Task requirements
Below is a listing. Gather each line of it that contains "with".

Record extracts
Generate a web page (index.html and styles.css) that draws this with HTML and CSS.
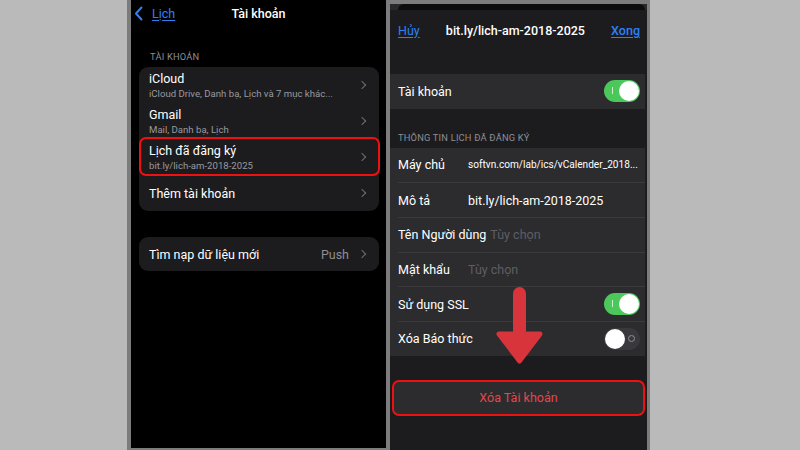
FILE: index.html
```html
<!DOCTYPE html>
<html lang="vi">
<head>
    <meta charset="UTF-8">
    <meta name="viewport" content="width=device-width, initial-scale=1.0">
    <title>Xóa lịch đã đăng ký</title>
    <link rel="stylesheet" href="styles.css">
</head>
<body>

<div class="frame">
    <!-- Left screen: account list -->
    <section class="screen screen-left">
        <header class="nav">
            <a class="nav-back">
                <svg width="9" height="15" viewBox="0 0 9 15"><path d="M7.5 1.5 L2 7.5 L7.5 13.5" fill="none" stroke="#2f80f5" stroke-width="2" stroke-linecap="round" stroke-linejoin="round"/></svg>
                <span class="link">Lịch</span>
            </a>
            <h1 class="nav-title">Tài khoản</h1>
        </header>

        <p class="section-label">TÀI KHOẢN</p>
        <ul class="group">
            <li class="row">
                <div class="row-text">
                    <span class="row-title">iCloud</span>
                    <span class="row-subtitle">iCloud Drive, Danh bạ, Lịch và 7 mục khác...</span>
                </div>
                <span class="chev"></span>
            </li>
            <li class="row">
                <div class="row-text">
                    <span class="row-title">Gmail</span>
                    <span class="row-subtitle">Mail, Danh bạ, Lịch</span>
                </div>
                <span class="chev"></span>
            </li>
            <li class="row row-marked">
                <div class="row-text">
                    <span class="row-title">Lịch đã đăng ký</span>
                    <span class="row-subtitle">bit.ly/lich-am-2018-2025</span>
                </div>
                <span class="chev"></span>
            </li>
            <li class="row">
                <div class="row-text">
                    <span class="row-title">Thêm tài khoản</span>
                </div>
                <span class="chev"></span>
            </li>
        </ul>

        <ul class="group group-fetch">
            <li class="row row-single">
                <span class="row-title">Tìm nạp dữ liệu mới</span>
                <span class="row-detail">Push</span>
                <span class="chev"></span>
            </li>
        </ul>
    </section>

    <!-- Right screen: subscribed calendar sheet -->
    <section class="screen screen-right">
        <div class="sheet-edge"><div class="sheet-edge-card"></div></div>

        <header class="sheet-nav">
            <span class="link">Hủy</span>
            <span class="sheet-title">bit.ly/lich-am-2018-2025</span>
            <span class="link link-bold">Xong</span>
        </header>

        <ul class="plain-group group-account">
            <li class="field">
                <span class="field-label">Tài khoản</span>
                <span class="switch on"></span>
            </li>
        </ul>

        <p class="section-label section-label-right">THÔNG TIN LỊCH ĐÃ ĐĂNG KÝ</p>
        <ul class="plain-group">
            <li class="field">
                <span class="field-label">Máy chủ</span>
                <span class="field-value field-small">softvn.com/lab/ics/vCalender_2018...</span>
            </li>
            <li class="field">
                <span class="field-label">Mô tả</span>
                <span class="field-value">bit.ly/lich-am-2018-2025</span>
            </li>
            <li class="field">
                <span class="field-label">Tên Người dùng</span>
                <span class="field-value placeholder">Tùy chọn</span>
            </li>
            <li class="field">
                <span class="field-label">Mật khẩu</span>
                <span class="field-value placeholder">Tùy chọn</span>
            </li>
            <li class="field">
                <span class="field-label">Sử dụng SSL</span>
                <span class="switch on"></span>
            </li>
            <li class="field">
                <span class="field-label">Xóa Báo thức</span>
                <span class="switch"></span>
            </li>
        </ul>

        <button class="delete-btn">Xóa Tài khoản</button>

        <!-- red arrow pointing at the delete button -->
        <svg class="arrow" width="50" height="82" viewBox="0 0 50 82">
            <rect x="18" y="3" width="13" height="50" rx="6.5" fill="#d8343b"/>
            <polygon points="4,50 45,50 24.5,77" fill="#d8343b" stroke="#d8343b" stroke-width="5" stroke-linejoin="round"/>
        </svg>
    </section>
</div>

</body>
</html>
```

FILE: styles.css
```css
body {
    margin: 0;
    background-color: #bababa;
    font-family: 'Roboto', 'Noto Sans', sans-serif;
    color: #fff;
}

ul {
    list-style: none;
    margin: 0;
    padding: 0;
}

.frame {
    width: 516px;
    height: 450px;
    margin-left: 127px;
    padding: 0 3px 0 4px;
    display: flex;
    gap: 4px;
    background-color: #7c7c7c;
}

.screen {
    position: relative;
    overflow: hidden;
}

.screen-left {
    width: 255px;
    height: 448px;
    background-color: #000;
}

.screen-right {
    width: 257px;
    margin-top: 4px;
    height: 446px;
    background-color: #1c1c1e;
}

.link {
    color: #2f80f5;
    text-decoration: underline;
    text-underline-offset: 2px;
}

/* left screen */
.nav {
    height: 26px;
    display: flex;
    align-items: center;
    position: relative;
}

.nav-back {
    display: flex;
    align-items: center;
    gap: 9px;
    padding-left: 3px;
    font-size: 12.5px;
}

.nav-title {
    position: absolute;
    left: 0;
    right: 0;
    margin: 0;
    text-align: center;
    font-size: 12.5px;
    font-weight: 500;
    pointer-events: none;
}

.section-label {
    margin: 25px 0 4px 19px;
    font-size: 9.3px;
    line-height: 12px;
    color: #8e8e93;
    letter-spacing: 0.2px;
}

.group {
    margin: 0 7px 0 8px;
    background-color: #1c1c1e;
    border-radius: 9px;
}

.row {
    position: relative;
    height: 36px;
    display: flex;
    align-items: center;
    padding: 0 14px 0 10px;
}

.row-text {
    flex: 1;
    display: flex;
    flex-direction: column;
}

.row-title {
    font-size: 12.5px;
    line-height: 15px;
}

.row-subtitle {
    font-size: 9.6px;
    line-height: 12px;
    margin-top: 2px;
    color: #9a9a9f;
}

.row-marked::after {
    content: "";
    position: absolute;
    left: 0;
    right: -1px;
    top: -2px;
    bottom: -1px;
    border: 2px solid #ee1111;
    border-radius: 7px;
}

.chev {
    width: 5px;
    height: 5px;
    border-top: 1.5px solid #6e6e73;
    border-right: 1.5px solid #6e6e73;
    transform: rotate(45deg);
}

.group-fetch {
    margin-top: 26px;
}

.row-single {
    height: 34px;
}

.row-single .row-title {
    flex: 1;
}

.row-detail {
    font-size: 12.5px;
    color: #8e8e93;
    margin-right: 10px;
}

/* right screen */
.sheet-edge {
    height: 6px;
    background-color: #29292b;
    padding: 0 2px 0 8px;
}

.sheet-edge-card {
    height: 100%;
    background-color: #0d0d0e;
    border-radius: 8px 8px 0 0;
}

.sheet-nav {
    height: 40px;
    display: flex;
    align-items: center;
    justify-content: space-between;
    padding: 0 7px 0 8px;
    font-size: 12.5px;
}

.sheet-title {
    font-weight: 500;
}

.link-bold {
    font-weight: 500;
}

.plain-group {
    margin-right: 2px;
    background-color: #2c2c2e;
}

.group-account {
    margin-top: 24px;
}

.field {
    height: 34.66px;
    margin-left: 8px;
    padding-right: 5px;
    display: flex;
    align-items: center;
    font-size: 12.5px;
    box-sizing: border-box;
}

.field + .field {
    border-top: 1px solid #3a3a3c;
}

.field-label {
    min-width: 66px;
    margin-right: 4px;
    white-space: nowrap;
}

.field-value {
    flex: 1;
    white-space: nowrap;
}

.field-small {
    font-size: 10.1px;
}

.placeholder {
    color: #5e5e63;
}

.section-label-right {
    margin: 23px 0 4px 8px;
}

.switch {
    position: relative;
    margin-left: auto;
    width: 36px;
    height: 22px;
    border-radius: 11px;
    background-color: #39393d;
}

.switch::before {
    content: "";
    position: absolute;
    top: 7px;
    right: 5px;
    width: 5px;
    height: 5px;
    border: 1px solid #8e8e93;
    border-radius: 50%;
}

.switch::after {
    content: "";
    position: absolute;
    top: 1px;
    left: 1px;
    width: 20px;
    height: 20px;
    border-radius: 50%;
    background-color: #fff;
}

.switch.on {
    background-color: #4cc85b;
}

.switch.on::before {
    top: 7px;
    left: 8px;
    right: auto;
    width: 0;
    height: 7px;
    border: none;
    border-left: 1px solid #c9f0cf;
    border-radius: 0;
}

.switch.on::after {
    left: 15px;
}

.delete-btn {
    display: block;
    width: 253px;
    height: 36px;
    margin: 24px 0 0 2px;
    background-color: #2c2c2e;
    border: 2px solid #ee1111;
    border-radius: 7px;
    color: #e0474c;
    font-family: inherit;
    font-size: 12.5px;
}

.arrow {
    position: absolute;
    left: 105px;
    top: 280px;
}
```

--

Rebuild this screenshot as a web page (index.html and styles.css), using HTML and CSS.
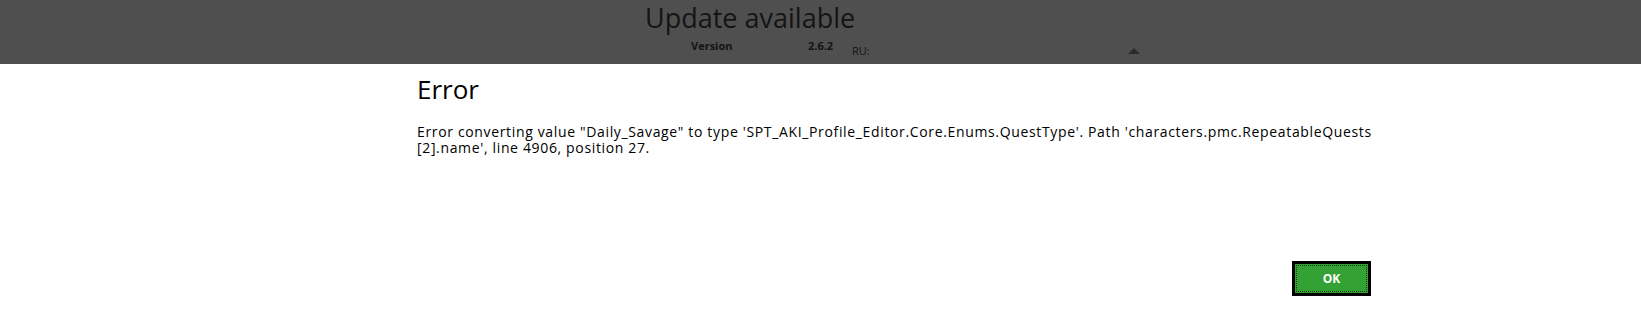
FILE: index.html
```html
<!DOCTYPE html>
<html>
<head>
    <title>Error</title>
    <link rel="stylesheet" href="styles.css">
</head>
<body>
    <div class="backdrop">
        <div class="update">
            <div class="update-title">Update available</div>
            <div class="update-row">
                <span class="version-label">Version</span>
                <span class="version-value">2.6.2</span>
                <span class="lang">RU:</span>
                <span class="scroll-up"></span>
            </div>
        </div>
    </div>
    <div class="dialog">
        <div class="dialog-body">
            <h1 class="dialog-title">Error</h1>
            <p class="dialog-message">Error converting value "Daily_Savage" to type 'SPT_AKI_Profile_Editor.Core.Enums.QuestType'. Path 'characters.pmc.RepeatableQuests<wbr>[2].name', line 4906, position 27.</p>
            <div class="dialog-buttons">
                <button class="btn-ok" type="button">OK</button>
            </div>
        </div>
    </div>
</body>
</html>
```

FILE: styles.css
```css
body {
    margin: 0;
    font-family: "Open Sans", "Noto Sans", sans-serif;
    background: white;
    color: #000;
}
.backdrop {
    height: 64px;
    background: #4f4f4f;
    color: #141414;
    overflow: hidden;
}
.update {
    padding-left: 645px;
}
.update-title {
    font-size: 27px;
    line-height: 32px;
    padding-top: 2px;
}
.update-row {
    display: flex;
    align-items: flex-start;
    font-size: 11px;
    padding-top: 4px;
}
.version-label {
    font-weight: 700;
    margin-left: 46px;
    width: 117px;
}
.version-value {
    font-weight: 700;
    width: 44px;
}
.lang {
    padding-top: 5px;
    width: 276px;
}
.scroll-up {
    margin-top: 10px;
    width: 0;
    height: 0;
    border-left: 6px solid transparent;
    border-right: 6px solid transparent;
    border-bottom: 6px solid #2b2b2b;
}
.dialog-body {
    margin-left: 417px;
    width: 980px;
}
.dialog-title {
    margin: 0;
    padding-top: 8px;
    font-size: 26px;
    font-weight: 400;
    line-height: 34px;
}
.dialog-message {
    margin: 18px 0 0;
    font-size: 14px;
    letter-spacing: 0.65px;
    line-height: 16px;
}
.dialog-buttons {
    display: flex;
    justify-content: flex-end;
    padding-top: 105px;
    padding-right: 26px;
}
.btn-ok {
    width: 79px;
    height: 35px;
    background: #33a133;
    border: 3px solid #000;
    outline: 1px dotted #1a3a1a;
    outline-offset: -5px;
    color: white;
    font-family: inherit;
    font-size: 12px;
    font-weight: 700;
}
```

...

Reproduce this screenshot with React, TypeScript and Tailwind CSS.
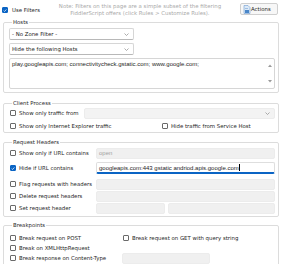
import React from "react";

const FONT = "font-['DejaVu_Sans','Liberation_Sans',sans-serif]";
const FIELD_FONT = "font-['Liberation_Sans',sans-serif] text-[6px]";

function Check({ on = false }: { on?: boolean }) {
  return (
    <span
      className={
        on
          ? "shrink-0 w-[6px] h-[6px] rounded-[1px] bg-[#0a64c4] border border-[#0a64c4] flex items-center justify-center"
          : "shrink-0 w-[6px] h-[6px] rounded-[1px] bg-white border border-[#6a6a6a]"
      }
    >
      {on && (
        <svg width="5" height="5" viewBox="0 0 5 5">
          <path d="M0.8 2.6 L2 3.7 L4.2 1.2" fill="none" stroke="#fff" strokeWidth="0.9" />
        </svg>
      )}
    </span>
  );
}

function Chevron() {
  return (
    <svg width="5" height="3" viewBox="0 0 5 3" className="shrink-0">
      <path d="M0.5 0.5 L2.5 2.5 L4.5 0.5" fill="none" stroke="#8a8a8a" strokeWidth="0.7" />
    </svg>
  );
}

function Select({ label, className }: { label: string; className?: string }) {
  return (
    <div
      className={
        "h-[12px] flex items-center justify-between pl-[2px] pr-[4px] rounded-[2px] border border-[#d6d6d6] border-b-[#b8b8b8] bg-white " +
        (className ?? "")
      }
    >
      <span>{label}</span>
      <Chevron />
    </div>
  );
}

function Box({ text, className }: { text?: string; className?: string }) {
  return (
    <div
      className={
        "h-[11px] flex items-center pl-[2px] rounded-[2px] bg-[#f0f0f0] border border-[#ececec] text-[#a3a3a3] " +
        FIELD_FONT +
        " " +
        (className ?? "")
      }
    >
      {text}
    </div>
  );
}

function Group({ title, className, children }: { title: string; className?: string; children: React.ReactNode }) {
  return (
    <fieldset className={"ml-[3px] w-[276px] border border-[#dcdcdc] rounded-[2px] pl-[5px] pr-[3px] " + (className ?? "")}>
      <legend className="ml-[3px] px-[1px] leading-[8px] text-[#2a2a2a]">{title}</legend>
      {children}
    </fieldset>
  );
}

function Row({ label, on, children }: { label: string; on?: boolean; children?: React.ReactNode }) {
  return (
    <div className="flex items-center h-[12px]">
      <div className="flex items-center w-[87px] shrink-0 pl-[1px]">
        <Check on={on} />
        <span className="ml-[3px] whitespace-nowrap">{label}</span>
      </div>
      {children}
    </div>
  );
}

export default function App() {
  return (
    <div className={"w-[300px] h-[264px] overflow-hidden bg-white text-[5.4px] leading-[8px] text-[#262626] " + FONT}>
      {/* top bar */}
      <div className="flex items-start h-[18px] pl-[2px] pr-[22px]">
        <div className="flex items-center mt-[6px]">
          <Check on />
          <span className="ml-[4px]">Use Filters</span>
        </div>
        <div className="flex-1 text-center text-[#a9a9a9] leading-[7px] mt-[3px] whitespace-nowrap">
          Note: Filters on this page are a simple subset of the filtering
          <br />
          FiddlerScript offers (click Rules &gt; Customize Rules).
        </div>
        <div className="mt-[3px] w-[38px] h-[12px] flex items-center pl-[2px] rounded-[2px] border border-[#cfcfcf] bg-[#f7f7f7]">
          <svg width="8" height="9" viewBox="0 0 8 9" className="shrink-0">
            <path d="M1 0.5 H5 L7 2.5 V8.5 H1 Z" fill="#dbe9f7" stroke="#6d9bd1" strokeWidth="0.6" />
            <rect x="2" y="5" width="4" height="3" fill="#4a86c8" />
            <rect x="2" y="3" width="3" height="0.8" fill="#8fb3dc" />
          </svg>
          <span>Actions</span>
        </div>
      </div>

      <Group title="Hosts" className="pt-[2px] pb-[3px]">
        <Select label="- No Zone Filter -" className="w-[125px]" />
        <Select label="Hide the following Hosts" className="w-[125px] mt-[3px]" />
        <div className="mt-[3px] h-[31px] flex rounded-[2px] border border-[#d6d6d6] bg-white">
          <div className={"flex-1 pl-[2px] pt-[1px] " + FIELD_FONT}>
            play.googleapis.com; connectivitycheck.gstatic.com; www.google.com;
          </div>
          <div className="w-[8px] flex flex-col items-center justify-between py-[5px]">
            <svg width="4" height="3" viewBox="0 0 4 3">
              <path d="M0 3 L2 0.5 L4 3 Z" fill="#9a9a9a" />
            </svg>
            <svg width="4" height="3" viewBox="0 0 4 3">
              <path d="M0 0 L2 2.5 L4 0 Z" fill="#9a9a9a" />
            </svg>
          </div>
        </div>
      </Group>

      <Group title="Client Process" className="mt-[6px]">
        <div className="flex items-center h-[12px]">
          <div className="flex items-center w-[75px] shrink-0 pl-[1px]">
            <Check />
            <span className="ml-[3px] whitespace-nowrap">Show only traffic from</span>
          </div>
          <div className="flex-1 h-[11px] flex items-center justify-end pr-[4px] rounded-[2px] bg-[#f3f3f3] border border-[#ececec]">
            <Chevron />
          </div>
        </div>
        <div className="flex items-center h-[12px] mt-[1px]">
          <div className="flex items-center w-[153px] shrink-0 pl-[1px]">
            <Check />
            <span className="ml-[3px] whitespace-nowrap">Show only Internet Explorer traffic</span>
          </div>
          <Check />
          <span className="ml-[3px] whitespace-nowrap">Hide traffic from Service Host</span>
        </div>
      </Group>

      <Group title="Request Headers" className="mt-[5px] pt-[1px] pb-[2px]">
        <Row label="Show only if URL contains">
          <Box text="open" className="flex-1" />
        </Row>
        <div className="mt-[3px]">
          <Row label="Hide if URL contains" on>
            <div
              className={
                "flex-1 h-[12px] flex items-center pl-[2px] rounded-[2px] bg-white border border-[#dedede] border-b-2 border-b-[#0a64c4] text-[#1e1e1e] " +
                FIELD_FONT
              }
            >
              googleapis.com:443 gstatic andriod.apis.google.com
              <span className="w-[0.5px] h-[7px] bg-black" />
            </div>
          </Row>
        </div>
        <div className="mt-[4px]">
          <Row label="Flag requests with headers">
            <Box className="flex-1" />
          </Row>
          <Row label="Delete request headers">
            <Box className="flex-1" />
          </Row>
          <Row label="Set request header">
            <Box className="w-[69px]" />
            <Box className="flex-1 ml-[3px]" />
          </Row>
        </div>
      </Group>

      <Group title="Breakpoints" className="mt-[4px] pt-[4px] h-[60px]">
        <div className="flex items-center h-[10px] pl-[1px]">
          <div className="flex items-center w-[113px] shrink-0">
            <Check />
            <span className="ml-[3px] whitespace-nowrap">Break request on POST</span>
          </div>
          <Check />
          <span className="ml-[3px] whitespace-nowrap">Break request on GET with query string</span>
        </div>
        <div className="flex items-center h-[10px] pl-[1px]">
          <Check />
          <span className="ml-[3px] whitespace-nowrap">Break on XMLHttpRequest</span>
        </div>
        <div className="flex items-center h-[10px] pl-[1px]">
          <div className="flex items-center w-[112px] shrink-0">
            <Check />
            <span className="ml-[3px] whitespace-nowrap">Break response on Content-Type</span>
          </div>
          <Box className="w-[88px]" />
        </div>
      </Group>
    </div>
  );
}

Correct response
Generate a web page (index.html and styles.css) that draws this with HTML and CSS.
Reproduce this screenshot with React, TypeScript and Tailwind CSS.
          <Row label="Flag requests with headers">
          <span className="ml-[3px] whitespace-nowrap">Break request on GET with query string</span>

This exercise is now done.